Raw data:
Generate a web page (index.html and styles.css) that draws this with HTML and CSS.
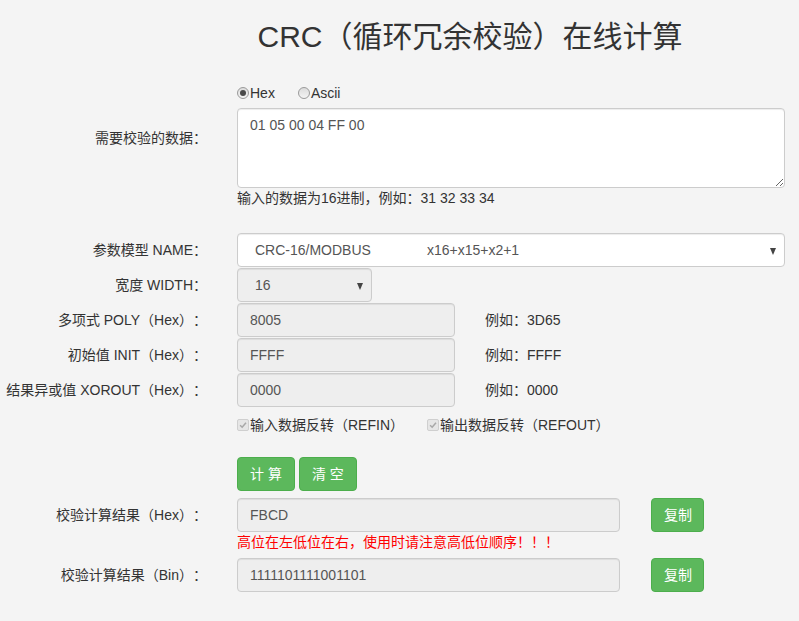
FILE: index.html
```html
<!DOCTYPE html>
<html lang="zh-CN">
<head>
<meta charset="utf-8">
<title>CRC（循环冗余校验）在线计算</title>
<link rel="stylesheet" href="styles.css">
</head>
<body>
<div class="page">
  <h1 class="title">CRC（循环冗余校验）在线计算</h1>
  <form class="form">
    <div class="row row-radio">
      <div class="label"></div>
      <div class="ctrl radios">
        <label class="radio"><span class="radio-box checked"></span>Hex</label>
        <label class="radio"><span class="radio-box"></span>Ascii</label>
      </div>
    </div>

    <div class="row row-data">
      <div class="label label-top">需要校验的数据：</div>
      <div class="ctrl ctrl-col">
        <textarea class="textarea">01 05 00 04 FF 00</textarea>
        <div class="help">输入的数据为16进制，例如：31 32 33 34</div>
      </div>
    </div>

    <div class="row row-name">
      <div class="label">参数模型 NAME：</div>
      <div class="ctrl">
        <div class="select select-full">
          <span class="opt-name">CRC-16/MODBUS</span>
          <span class="opt-poly">x16+x15+x2+1</span>
          <span class="caret"></span>
        </div>
      </div>
    </div>

    <div class="row row-field">
      <div class="label">宽度 WIDTH：</div>
      <div class="ctrl">
        <div class="select select-width disabled">
          <span class="opt-name">16</span>
          <span class="caret"></span>
        </div>
      </div>
    </div>

    <div class="row row-field">
      <div class="label">多项式 POLY（Hex）：</div>
      <div class="ctrl">
        <div class="input input-short">8005</div>
        <span class="example">例如：3D65</span>
      </div>
    </div>

    <div class="row row-field">
      <div class="label">初始值 INIT（Hex）：</div>
      <div class="ctrl">
        <div class="input input-short">FFFF</div>
        <span class="example">例如：FFFF</span>
      </div>
    </div>

    <div class="row row-field">
      <div class="label">结果异或值 XOROUT（Hex）：</div>
      <div class="ctrl">
        <div class="input input-short">0000</div>
        <span class="example">例如：0000</span>
      </div>
    </div>

    <div class="row row-check">
      <div class="label"></div>
      <div class="ctrl checks">
        <label class="check"><span class="check-box"><svg viewBox="0 0 12 12" width="12" height="12"><path d="M2.5 6.2 L5 8.6 L9.6 3.2" fill="none" stroke="#a8a8a8" stroke-width="1.8"/></svg></span>输入数据反转（REFIN）</label>
        <label class="check"><span class="check-box"><svg viewBox="0 0 12 12" width="12" height="12"><path d="M2.5 6.2 L5 8.6 L9.6 3.2" fill="none" stroke="#a8a8a8" stroke-width="1.8"/></svg></span>输出数据反转（REFOUT）</label>
      </div>
    </div>

    <div class="row row-buttons">
      <div class="label"></div>
      <div class="ctrl buttons">
        <button type="button" class="btn">计 算</button>
        <button type="button" class="btn">清 空</button>
      </div>
    </div>

    <div class="row row-result">
      <div class="label">校验计算结果（Hex）：</div>
      <div class="ctrl">
        <div class="input input-result">FBCD</div>
        <button type="button" class="btn btn-copy">复制</button>
      </div>
    </div>

    <div class="row row-warn">
      <div class="label"></div>
      <div class="ctrl warn">高位在左低位在右，使用时请注意高低位顺序！！！</div>
    </div>

    <div class="row row-result row-bin">
      <div class="label">校验计算结果（Bin）：</div>
      <div class="ctrl">
        <div class="input input-result">1111101111001101</div>
        <button type="button" class="btn btn-copy">复制</button>
      </div>
    </div>
  </form>
</div>
</body>
</html>
```

FILE: styles.css
```css
* { box-sizing: border-box; }

html, body {
  margin: 0;
  padding: 0;
  background: #f4f4f4;
}

body {
  font-family: "Liberation Sans", "Noto Sans CJK SC", sans-serif;
  font-size: 14px;
  line-height: 20px;
  color: #333;
  text-spacing-trim: space-all;
}

.page {
  width: 799px;
  height: 621px;
  overflow: hidden;
}

.title {
  margin: 0;
  padding: 20px 0 0 141px;
  text-align: center;
  font-size: 30px;
  line-height: 34px;
  font-weight: normal;
  color: #333;
}

.form {
  display: flex;
  flex-direction: column;
}

.row {
  display: flex;
  align-items: center;
}

.label {
  flex: 0 0 207px;
  text-align: right;
  white-space: nowrap;
}

.label-top {
  align-self: flex-start;
  padding-top: 20px;
}

.ctrl {
  flex: 1;
  margin-left: 30px;
  margin-right: 14px;
  display: flex;
  align-items: center;
}

.ctrl-col {
  flex-direction: column;
  align-items: stretch;
}

.row-radio { margin-top: 29px; height: 20px; }
.row-data { margin-top: 5px; align-items: flex-start; }
.row-name { margin-top: 25px; }
.row-field { margin-top: 1px; }
.row-check { margin-top: 8px; height: 20px; }
.row-buttons { margin-top: 22px; }
.row-result { margin-top: 7px; }
.row-warn { margin-top: 0; height: 20px; }
.row-bin { margin-top: 6px; }

/* radios */
.radios { gap: 23px; }
.radio {
  display: flex;
  align-items: center;
  gap: 1px;
}
.radio-box {
  width: 12px;
  height: 12px;
  border-radius: 50%;
  border: 1px solid #9a9a9a;
  background: linear-gradient(#dcdcdc, #f4f4f4);
  position: relative;
}
.radio-box.checked::after {
  content: "";
  position: absolute;
  left: 2px;
  top: 2px;
  width: 6px;
  height: 6px;
  border-radius: 50%;
  background: #4a4a4a;
}

/* textarea */
.textarea {
  display: block;
  width: 100%;
  height: 80px;
  padding: 6px 12px;
  border: 1px solid #ccc;
  border-radius: 4px;
  background: #fff;
  font-family: "Liberation Sans", "Noto Sans CJK SC", sans-serif;
  font-size: 14px;
  line-height: 20px;
  color: #555;
  box-shadow: inset 0 1px 1px rgba(0,0,0,0.075);
  resize: vertical;
}

.help {
  height: 20px;
  line-height: 20px;
  color: #333;
}

/* select look-alike */
.select {
  position: relative;
  height: 34px;
  display: flex;
  align-items: center;
  padding: 0 12px 0 17px;
  border: 1px solid #ccc;
  border-radius: 4px;
  background: #fff;
  color: #555;
  box-shadow: inset 0 1px 1px rgba(0,0,0,0.075);
}
.select-full { width: 100%; }
.select-width { width: 135px; }
.select.disabled { background: #eee; }
.opt-poly { margin-left: 56px; }
.caret {
  position: absolute;
  right: 8px;
  top: 14px;
  width: 0;
  height: 0;
  border-left: 3.5px solid transparent;
  border-right: 3.5px solid transparent;
  border-top: 7px solid #444;
}

/* inputs */
.input {
  height: 34px;
  display: flex;
  align-items: center;
  padding: 0 12px;
  border: 1px solid #ccc;
  border-radius: 4px;
  background: #eee;
  color: #555;
  box-shadow: inset 0 1px 1px rgba(0,0,0,0.075);
}
.input-short { width: 218px; }
.input-result { width: 383px; }

.example { margin-left: 30px; }

/* checkboxes */
.checks { gap: 23px; }
.check {
  display: flex;
  align-items: center;
  gap: 1px;
}
.check-box {
  width: 12px;
  height: 12px;
  border: 1px solid #cfcfcf;
  background: #e6e6e6;
  border-radius: 2px;
  display: flex;
  align-items: center;
  justify-content: center;
}
.check-box svg { display: block; }

/* buttons */
.buttons { gap: 4px; }
.btn {
  height: 34px;
  padding: 0 12px;
  border: 1px solid #4cae4c;
  border-radius: 4px;
  background: #5cb85c;
  color: #fff;
  font-family: "Liberation Sans", "Noto Sans CJK SC", sans-serif;
  font-size: 14px;
  line-height: 20px;
  white-space: nowrap;
  text-spacing-trim: space-all;
}
.btn-copy { margin-left: 31px; padding: 0 12px; width: 53px; }

.warn {
  color: #ff0000;
  line-height: 20px;
}
```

Job: Repeat the material above in full and exactly, omitting the pictures.

Result for this task:
Generate a web page (index.html and styles.css) that draws this with HTML and CSS.
FILE: index.html
```html
<!DOCTYPE html>
<html lang="zh-CN">
<head>
<meta charset="utf-8">
<title>CRC（循环冗余校验）在线计算</title>
<link rel="stylesheet" href="styles.css">
</head>
<body>
<div class="page">
  <h1 class="title">CRC（循环冗余校验）在线计算</h1>
  <form class="form">
    <div class="row row-radio">
      <div class="label"></div>
      <div class="ctrl radios">
        <label class="radio"><span class="radio-box checked"></span>Hex</label>
        <label class="radio"><span class="radio-box"></span>Ascii</label>
      </div>
    </div>

    <div class="row row-data">
      <div class="label label-top">需要校验的数据：</div>
      <div class="ctrl ctrl-col">
        <textarea class="textarea">01 05 00 04 FF 00</textarea>
        <div class="help">输入的数据为16进制，例如：31 32 33 34</div>
      </div>
    </div>

    <div class="row row-name">
      <div class="label">参数模型 NAME：</div>
      <div class="ctrl">
        <div class="select select-full">
          <span class="opt-name">CRC-16/MODBUS</span>
          <span class="opt-poly">x16+x15+x2+1</span>
          <span class="caret"></span>
        </div>
      </div>
    </div>

    <div class="row row-field">
      <div class="label">宽度 WIDTH：</div>
      <div class="ctrl">
        <div class="select select-width disabled">
          <span class="opt-name">16</span>
          <span class="caret"></span>
        </div>
      </div>
    </div>

    <div class="row row-field">
      <div class="label">多项式 POLY（Hex）：</div>
      <div class="ctrl">
        <div class="input input-short">8005</div>
        <span class="example">例如：3D65</span>
      </div>
    </div>

    <div class="row row-field">
      <div class="label">初始值 INIT（Hex）：</div>
      <div class="ctrl">
        <div class="input input-short">FFFF</div>
        <span class="example">例如：FFFF</span>
      </div>
    </div>

    <div class="row row-field">
      <div class="label">结果异或值 XOROUT（Hex）：</div>
      <div class="ctrl">
        <div class="input input-short">0000</div>
        <span class="example">例如：0000</span>
      </div>
    </div>

    <div class="row row-check">
      <div class="label"></div>
      <div class="ctrl checks">
        <label class="check"><span class="check-box"><svg viewBox="0 0 12 12" width="12" height="12"><path d="M2.5 6.2 L5 8.6 L9.6 3.2" fill="none" stroke="#a8a8a8" stroke-width="1.8"/></svg></span>输入数据反转（REFIN）</label>
        <label class="check"><span class="check-box"><svg viewBox="0 0 12 12" width="12" height="12"><path d="M2.5 6.2 L5 8.6 L9.6 3.2" fill="none" stroke="#a8a8a8" stroke-width="1.8"/></svg></span>输出数据反转（REFOUT）</label>
      </div>
    </div>

    <div class="row row-buttons">
      <div class="label"></div>
      <div class="ctrl buttons">
        <button type="button" class="btn">计 算</button>
        <button type="button" class="btn">清 空</button>
      </div>
    </div>

    <div class="row row-result">
      <div class="label">校验计算结果（Hex）：</div>
      <div class="ctrl">
        <div class="input input-result">FBCD</div>
        <button type="button" class="btn btn-copy">复制</button>
      </div>
    </div>

    <div class="row row-warn">
      <div class="label"></div>
      <div class="ctrl warn">高位在左低位在右，使用时请注意高低位顺序！！！</div>
    </div>

    <div class="row row-result row-bin">
      <div class="label">校验计算结果（Bin）：</div>
      <div class="ctrl">
        <div class="input input-result">1111101111001101</div>
        <button type="button" class="btn btn-copy">复制</button>
      </div>
    </div>
  </form>
</div>
</body>
</html>
```

FILE: styles.css
```css
* { box-sizing: border-box; }

html, body {
  margin: 0;
  padding: 0;
  background: #f4f4f4;
}

body {
  font-family: "Liberation Sans", "Noto Sans CJK SC", sans-serif;
  font-size: 14px;
  line-height: 20px;
  color: #333;
  text-spacing-trim: space-all;
}

.page {
  width: 799px;
  height: 621px;
  overflow: hidden;
}

.title {
  margin: 0;
  padding: 20px 0 0 141px;
  text-align: center;
  font-size: 30px;
  line-height: 34px;
  font-weight: normal;
  color: #333;
}

.form {
  display: flex;
  flex-direction: column;
}

.row {
  display: flex;
  align-items: center;
}

.label {
  flex: 0 0 207px;
  text-align: right;
  white-space: nowrap;
}

.label-top {
  align-self: flex-start;
  padding-top: 20px;
}

.ctrl {
  flex: 1;
  margin-left: 30px;
  margin-right: 14px;
  display: flex;
  align-items: center;
}

.ctrl-col {
  flex-direction: column;
  align-items: stretch;
}

.row-radio { margin-top: 29px; height: 20px; }
.row-data { margin-top: 5px; align-items: flex-start; }
.row-name { margin-top: 25px; }
.row-field { margin-top: 1px; }
.row-check { margin-top: 8px; height: 20px; }
.row-buttons { margin-top: 22px; }
.row-result { margin-top: 7px; }
.row-warn { margin-top: 0; height: 20px; }
.row-bin { margin-top: 6px; }

/* radios */
.radios { gap: 23px; }
.radio {
  display: flex;
  align-items: center;
  gap: 1px;
}
.radio-box {
  width: 12px;
  height: 12px;
  border-radius: 50%;
  border: 1px solid #9a9a9a;
  background: linear-gradient(#dcdcdc, #f4f4f4);
  position: relative;
}
.radio-box.checked::after {
  content: "";
  position: absolute;
  left: 2px;
  top: 2px;
  width: 6px;
  height: 6px;
  border-radius: 50%;
  background: #4a4a4a;
}

/* textarea */
.textarea {
  display: block;
  width: 100%;
  height: 80px;
  padding: 6px 12px;
  border: 1px solid #ccc;
  border-radius: 4px;
  background: #fff;
  font-family: "Liberation Sans", "Noto Sans CJK SC", sans-serif;
  font-size: 14px;
  line-height: 20px;
  color: #555;
  box-shadow: inset 0 1px 1px rgba(0,0,0,0.075);
  resize: vertical;
}

.help {
  height: 20px;
  line-height: 20px;
  color: #333;
}

/* select look-alike */
.select {
  position: relative;
  height: 34px;
  display: flex;
  align-items: center;
  padding: 0 12px 0 17px;
  border: 1px solid #ccc;
  border-radius: 4px;
  background: #fff;
  color: #555;
  box-shadow: inset 0 1px 1px rgba(0,0,0,0.075);
}
.select-full { width: 100%; }
.select-width { width: 135px; }
.select.disabled { background: #eee; }
.opt-poly { margin-left: 56px; }
.caret {
  position: absolute;
  right: 8px;
  top: 14px;
  width: 0;
  height: 0;
  border-left: 3.5px solid transparent;
  border-right: 3.5px solid transparent;
  border-top: 7px solid #444;
}

/* inputs */
.input {
  height: 34px;
  display: flex;
  align-items: center;
  padding: 0 12px;
  border: 1px solid #ccc;
  border-radius: 4px;
  background: #eee;
  color: #555;
  box-shadow: inset 0 1px 1px rgba(0,0,0,0.075);
}
.input-short { width: 218px; }
.input-result { width: 383px; }

.example { margin-left: 30px; }

/* checkboxes */
.checks { gap: 23px; }
.check {
  display: flex;
  align-items: center;
  gap: 1px;
}
.check-box {
  width: 12px;
  height: 12px;
  border: 1px solid #cfcfcf;
  background: #e6e6e6;
  border-radius: 2px;
  display: flex;
  align-items: center;
  justify-content: center;
}
.check-box svg { display: block; }

/* buttons */
.buttons { gap: 4px; }
.btn {
  height: 34px;
  padding: 0 12px;
  border: 1px solid #4cae4c;
  border-radius: 4px;
  background: #5cb85c;
  color: #fff;
  font-family: "Liberation Sans", "Noto Sans CJK SC", sans-serif;
  font-size: 14px;
  line-height: 20px;
  white-space: nowrap;
  text-spacing-trim: space-all;
}
.btn-copy { margin-left: 31px; padding: 0 12px; width: 53px; }

.warn {
  color: #ff0000;
  line-height: 20px;
}
```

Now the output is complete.